Copy out every record below exactly as written, but leave out any pictures.

— begin Information shown —

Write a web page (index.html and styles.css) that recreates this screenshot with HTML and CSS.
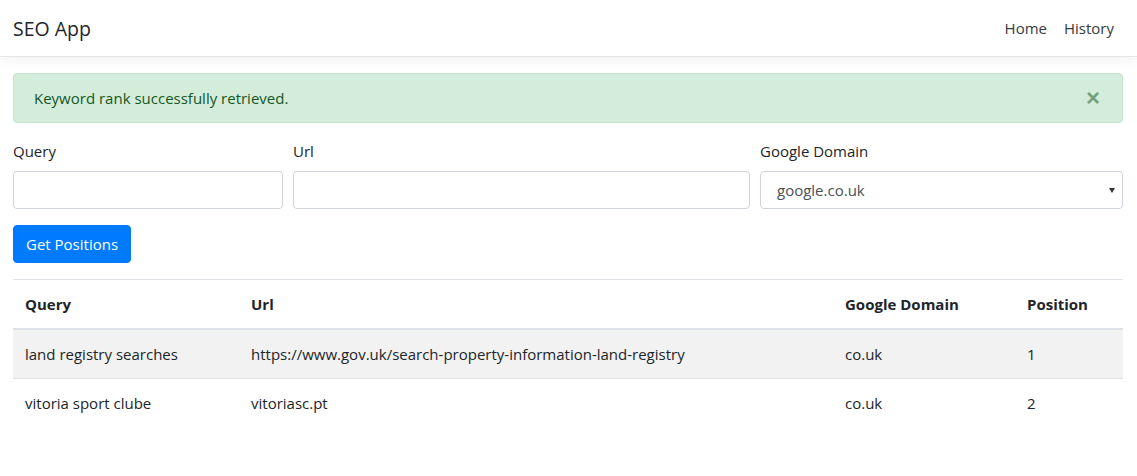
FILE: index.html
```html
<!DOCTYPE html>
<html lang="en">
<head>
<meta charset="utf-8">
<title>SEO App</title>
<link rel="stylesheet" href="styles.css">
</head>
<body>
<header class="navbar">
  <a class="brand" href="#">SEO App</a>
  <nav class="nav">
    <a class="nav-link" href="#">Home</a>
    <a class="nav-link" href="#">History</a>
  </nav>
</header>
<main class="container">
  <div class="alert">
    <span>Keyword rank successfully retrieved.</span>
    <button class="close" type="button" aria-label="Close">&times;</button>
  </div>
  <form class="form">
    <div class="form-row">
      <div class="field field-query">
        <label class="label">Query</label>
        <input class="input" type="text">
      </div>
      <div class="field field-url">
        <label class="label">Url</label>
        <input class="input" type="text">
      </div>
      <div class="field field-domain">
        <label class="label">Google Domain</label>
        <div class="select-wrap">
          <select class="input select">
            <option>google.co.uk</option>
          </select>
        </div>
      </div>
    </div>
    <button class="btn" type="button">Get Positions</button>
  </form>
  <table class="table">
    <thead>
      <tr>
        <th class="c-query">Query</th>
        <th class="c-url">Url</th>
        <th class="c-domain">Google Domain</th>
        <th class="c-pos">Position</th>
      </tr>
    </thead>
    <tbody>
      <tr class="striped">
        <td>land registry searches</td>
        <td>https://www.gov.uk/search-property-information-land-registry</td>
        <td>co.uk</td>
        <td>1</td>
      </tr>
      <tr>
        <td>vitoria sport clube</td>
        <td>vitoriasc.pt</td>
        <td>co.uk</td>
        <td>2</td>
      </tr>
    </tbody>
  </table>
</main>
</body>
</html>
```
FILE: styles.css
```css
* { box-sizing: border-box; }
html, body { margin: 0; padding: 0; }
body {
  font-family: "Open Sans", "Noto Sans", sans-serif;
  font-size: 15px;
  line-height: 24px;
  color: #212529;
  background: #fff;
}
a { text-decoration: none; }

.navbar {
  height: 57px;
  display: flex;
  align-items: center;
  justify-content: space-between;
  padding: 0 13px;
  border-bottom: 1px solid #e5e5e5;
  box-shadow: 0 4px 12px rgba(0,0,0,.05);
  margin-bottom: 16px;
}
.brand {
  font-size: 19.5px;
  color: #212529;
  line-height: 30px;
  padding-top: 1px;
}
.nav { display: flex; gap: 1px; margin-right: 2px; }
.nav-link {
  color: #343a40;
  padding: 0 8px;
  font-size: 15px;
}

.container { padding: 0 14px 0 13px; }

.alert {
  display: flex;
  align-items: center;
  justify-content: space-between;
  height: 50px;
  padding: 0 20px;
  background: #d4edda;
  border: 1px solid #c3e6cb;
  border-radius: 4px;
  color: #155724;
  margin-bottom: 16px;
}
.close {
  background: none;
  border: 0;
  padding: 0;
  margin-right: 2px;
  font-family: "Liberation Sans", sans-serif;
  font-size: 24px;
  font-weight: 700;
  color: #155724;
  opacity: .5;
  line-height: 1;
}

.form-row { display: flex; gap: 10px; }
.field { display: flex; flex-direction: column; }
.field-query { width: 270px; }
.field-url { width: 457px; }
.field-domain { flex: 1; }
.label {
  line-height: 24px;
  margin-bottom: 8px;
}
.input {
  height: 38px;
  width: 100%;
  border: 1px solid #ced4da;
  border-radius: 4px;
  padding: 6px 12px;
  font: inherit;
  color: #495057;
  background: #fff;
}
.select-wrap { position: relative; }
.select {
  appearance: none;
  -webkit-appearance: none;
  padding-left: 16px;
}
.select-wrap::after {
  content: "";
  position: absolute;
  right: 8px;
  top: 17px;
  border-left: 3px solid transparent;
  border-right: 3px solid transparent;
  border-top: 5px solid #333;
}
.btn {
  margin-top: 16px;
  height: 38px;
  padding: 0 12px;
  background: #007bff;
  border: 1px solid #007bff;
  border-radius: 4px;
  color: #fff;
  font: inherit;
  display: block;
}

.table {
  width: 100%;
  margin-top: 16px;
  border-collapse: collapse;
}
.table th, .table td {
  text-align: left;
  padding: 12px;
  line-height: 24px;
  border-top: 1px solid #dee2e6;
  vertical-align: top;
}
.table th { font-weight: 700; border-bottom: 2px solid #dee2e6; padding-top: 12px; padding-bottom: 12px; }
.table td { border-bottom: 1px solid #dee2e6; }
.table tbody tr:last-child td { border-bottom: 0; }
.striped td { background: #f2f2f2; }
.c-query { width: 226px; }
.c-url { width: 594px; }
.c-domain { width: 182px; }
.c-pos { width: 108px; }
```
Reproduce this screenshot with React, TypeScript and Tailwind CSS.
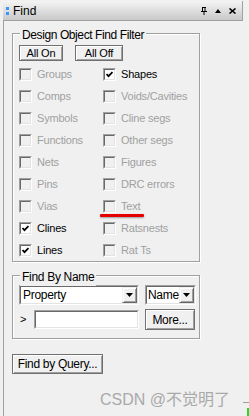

— end Information shown —

Finished task:
Write a web page (index.html and styles.css) that recreates this screenshot with HTML and CSS.
FILE: index.html
```html
<!DOCTYPE html>
<html lang="en">
<head>
<meta charset="utf-8">
<title>SEO App</title>
<link rel="stylesheet" href="styles.css">
</head>
<body>
<header class="navbar">
  <a class="brand" href="#">SEO App</a>
  <nav class="nav">
    <a class="nav-link" href="#">Home</a>
    <a class="nav-link" href="#">History</a>
  </nav>
</header>
<main class="container">
  <div class="alert">
    <span>Keyword rank successfully retrieved.</span>
    <button class="close" type="button" aria-label="Close">&times;</button>
  </div>
  <form class="form">
    <div class="form-row">
      <div class="field field-query">
        <label class="label">Query</label>
        <input class="input" type="text">
      </div>
      <div class="field field-url">
        <label class="label">Url</label>
        <input class="input" type="text">
      </div>
      <div class="field field-domain">
        <label class="label">Google Domain</label>
        <div class="select-wrap">
          <select class="input select">
            <option>google.co.uk</option>
          </select>
        </div>
      </div>
    </div>
    <button class="btn" type="button">Get Positions</button>
  </form>
  <table class="table">
    <thead>
      <tr>
        <th class="c-query">Query</th>
        <th class="c-url">Url</th>
        <th class="c-domain">Google Domain</th>
        <th class="c-pos">Position</th>
      </tr>
    </thead>
    <tbody>
      <tr class="striped">
        <td>land registry searches</td>
        <td>https://www.gov.uk/search-property-information-land-registry</td>
        <td>co.uk</td>
        <td>1</td>
      </tr>
      <tr>
        <td>vitoria sport clube</td>
        <td>vitoriasc.pt</td>
        <td>co.uk</td>
        <td>2</td>
      </tr>
    </tbody>
  </table>
</main>
</body>
</html>
```
FILE: styles.css
```css
* { box-sizing: border-box; }
html, body { margin: 0; padding: 0; }
body {
  font-family: "Open Sans", "Noto Sans", sans-serif;
  font-size: 15px;
  line-height: 24px;
  color: #212529;
  background: #fff;
}
a { text-decoration: none; }

.navbar {
  height: 57px;
  display: flex;
  align-items: center;
  justify-content: space-between;
  padding: 0 13px;
  border-bottom: 1px solid #e5e5e5;
  box-shadow: 0 4px 12px rgba(0,0,0,.05);
  margin-bottom: 16px;
}
.brand {
  font-size: 19.5px;
  color: #212529;
  line-height: 30px;
  padding-top: 1px;
}
.nav { display: flex; gap: 1px; margin-right: 2px; }
.nav-link {
  color: #343a40;
  padding: 0 8px;
  font-size: 15px;
}

.container { padding: 0 14px 0 13px; }

.alert {
  display: flex;
  align-items: center;
  justify-content: space-between;
  height: 50px;
  padding: 0 20px;
  background: #d4edda;
  border: 1px solid #c3e6cb;
  border-radius: 4px;
  color: #155724;
  margin-bottom: 16px;
}
.close {
  background: none;
  border: 0;
  padding: 0;
  margin-right: 2px;
  font-family: "Liberation Sans", sans-serif;
  font-size: 24px;
  font-weight: 700;
  color: #155724;
  opacity: .5;
  line-height: 1;
}

.form-row { display: flex; gap: 10px; }
.field { display: flex; flex-direction: column; }
.field-query { width: 270px; }
.field-url { width: 457px; }
.field-domain { flex: 1; }
.label {
  line-height: 24px;
  margin-bottom: 8px;
}
.input {
  height: 38px;
  width: 100%;
  border: 1px solid #ced4da;
  border-radius: 4px;
  padding: 6px 12px;
  font: inherit;
  color: #495057;
  background: #fff;
}
.select-wrap { position: relative; }
.select {
  appearance: none;
  -webkit-appearance: none;
  padding-left: 16px;
}
.select-wrap::after {
  content: "";
  position: absolute;
  right: 8px;
  top: 17px;
  border-left: 3px solid transparent;
  border-right: 3px solid transparent;
  border-top: 5px solid #333;
}
.btn {
  margin-top: 16px;
  height: 38px;
  padding: 0 12px;
  background: #007bff;
  border: 1px solid #007bff;
  border-radius: 4px;
  color: #fff;
  font: inherit;
  display: block;
}

.table {
  width: 100%;
  margin-top: 16px;
  border-collapse: collapse;
}
.table th, .table td {
  text-align: left;
  padding: 12px;
  line-height: 24px;
  border-top: 1px solid #dee2e6;
  vertical-align: top;
}
.table th { font-weight: 700; border-bottom: 2px solid #dee2e6; padding-top: 12px; padding-bottom: 12px; }
.table td { border-bottom: 1px solid #dee2e6; }
.table tbody tr:last-child td { border-bottom: 0; }
.striped td { background: #f2f2f2; }
.c-query { width: 226px; }
.c-url { width: 594px; }
.c-domain { width: 182px; }
.c-pos { width: 108px; }
```
Reproduce this screenshot with React, TypeScript and Tailwind CSS.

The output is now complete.